Thanks Twanna, for this article.
46% of women would go for two weeks without sex over two weeks without internet access.
Hands down.
—
Yes, I would give up sex for two weeks before I’d give up my internet access. Of course, without my internet access, I may not be getting as much sex anyway.
The internet is necessary for my hobbies, for me to keep in touch with my friends, my lovers, and my some of my other business ventures. Without the internet, how would I what is going on in the world? How will I get from work to the specialty store I want to go to. How will I know what time the movie starts?
Worse yet? What would I do without Twitter?
How would I survive without knowing what
Essinem or
Thursdays_Child are doing, or if I did not have access to pictures of
Tess‘ tits.
If I didn’t know what
Mia was watching on TV, I wouldn’t know what to do at night.
You think I’m kidding.
If I didn’t have twitter, I would not know how fast
Twisted Monk’s color of the month sold out (30 minutes for his latest color). I would not know what
Jack was cooking for himself or his lover. I would not keep up with my dearest friends
Lilly or
Diva, because heaven forbid I pick up the telephone and CALL either one of them. I wouldn’t get glimpses of
Mariella’s newest dress. I would not be able to share ideas about about sissy men without
Janie. I would be completely in the dark about the awesomeness of the Instead Cup and menstrual sponge had it not been for
Audacia Ray. I’d never have been able to review the last three books for
Rachel, and you know I love the dirty books.
I would not be able to have daily dialogue with my favorite Butches.
Kyle,
Natt and
Sinclair.
Here is the beauty of Twitter. My twitter followers, and the ones I follow are “my people.” If I have a question on something tech-ish, I put it to my people. Case in point, a month ago I asked the question “How do you set the iphone to vibrate?” Within 2 minutes I had 5 answers. Just like that. Who needs google? Anyone looking for a meal idea? A rare gift, a place to stay or the where to find free Wi-Fi in Manhattan? Just send it out to your twitter.
If your people are as awesome as my people, it will come back to you. Last week I said I needed a hug. I got TWENTY!!! If you are any kind of internet person, you know that a virtual hug carries the same sincerity as a real live one.

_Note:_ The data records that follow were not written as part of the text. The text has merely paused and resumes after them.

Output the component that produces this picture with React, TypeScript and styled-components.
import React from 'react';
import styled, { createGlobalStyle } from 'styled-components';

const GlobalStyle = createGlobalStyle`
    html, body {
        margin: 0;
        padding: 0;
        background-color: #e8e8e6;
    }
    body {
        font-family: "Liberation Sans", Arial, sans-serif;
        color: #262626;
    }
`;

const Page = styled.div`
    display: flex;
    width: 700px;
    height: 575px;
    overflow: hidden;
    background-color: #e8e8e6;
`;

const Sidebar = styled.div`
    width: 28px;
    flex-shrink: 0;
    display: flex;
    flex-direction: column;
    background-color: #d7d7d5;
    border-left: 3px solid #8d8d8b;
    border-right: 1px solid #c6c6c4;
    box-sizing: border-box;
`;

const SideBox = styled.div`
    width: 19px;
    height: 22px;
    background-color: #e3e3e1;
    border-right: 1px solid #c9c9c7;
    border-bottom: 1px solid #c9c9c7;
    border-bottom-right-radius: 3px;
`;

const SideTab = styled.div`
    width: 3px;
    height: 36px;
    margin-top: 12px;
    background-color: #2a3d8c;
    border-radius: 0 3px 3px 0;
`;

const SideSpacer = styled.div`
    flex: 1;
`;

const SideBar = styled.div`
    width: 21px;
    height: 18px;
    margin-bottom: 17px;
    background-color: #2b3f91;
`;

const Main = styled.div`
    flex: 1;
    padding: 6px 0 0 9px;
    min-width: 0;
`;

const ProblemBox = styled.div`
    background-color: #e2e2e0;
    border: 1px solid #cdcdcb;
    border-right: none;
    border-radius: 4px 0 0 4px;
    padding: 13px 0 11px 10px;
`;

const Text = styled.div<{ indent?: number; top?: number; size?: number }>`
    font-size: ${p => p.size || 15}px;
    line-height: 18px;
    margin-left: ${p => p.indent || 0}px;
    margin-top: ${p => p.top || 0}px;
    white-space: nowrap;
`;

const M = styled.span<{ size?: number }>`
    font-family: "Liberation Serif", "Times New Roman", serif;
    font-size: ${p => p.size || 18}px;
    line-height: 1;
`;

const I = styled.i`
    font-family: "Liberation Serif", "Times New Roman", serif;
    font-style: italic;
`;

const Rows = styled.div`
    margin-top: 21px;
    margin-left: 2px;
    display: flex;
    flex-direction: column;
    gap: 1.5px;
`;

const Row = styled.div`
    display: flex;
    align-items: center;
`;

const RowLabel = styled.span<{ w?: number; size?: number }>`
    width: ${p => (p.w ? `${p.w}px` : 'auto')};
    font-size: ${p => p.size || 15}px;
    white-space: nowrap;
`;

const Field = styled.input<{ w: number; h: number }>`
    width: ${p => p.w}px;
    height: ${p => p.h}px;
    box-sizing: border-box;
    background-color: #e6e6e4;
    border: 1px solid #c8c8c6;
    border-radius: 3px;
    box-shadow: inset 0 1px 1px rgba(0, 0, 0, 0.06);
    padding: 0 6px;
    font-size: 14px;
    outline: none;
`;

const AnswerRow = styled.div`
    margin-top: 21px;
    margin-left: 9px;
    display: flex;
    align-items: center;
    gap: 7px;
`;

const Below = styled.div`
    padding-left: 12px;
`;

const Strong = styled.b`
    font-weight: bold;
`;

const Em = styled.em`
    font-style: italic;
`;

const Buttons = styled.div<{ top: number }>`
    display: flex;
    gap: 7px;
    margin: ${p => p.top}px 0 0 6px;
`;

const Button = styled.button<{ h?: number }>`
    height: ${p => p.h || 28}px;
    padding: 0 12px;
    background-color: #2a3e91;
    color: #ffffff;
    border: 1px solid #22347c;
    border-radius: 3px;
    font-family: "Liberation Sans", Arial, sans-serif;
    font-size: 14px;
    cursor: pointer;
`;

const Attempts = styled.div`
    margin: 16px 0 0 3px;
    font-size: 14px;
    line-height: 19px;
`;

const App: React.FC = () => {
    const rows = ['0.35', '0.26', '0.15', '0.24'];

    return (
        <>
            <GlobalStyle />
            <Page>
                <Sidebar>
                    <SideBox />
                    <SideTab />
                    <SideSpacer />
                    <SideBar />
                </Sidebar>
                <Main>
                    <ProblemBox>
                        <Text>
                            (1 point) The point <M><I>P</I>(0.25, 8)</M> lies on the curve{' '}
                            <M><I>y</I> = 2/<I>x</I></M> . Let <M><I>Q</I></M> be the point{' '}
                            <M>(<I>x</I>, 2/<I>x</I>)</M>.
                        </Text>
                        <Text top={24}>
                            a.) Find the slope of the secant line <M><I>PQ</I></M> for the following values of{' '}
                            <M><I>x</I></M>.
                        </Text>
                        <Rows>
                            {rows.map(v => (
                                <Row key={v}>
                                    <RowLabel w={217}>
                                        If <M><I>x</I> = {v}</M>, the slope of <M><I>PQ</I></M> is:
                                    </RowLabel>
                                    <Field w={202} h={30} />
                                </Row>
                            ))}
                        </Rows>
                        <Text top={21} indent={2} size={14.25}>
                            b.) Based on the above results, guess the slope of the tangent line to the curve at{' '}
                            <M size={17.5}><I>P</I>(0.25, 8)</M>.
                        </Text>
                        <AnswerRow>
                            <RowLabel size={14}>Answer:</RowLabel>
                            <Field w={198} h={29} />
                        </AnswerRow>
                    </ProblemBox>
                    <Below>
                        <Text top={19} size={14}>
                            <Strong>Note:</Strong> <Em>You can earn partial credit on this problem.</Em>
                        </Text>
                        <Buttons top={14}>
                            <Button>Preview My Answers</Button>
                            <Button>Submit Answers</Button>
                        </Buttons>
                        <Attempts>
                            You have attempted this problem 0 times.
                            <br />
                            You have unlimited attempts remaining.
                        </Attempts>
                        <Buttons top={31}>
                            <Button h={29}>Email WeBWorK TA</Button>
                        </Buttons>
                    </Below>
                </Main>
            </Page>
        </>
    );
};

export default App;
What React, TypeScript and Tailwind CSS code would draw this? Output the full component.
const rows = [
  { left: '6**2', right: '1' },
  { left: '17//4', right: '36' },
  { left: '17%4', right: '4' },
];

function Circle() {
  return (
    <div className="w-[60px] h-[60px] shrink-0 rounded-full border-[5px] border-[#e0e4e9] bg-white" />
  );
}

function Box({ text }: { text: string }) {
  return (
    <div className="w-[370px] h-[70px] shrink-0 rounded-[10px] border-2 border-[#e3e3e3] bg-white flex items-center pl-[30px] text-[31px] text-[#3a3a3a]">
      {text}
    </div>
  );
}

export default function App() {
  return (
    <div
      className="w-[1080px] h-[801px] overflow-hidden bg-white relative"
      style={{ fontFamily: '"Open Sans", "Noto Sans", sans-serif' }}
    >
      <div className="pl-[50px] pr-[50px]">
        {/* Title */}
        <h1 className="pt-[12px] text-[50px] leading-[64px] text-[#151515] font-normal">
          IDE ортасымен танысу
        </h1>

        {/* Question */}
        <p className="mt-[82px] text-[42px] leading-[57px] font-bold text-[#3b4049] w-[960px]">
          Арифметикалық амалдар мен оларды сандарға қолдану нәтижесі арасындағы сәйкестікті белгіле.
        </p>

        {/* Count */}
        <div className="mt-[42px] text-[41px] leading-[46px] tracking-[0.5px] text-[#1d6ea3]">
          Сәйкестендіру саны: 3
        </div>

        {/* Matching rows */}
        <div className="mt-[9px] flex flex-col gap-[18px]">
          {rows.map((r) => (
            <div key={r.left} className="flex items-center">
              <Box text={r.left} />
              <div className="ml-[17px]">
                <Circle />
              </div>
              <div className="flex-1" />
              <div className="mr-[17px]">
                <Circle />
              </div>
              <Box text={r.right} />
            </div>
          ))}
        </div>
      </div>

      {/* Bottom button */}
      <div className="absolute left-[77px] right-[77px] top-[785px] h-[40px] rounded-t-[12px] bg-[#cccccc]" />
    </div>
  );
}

I’ve gone without sex for over a week now- what’s another week?
However, take away my “people” for even a day- and things will get ugly really fast.
Leave a Reply
I love this post! And agree with you 100%. If not for the internet I wouldn’t have people such as you and Tess in my life who I don’t go a day without having some type of contact with now.
The moments when we are able to talk in person or on the phone are extra special for me. So I’ll give up two weeks of sex but DON’T TAKE MY INTERNET AWAY!
Thanks for the shout-out, ma!
I know I’d feel hopelessly alone in all of my collegiate procrastinating if you weren’t there tweeting every Sunday night about the homework you probably should be doing. Solidarity sisters :]
I’m completely with you on this. I’m far too curmudgeonly to actually call people on the phone, but the internet…it’s my kind of contact, and it filters my grouchiness so well!
Life in my house comes to a complete halt without proper internet access or cable tv. Really. The two weeks without sex has happened on occasion too (although not because we wanted it that way). But the internet? I must have it. All the time.
peace…
yes, my name is Kyle, and I’m a twitterwhore too. What would I do without all the beautiful people to flirt with and help me out of my bad moods? And I get a chance to help others out of their bad moods. We keep up with the day to day, offer advice, share gossip and information.
I’ve been on the internet since Mosaic was the only web browser and there’s no way I could live without it at this point.. and it keeps getting cooler!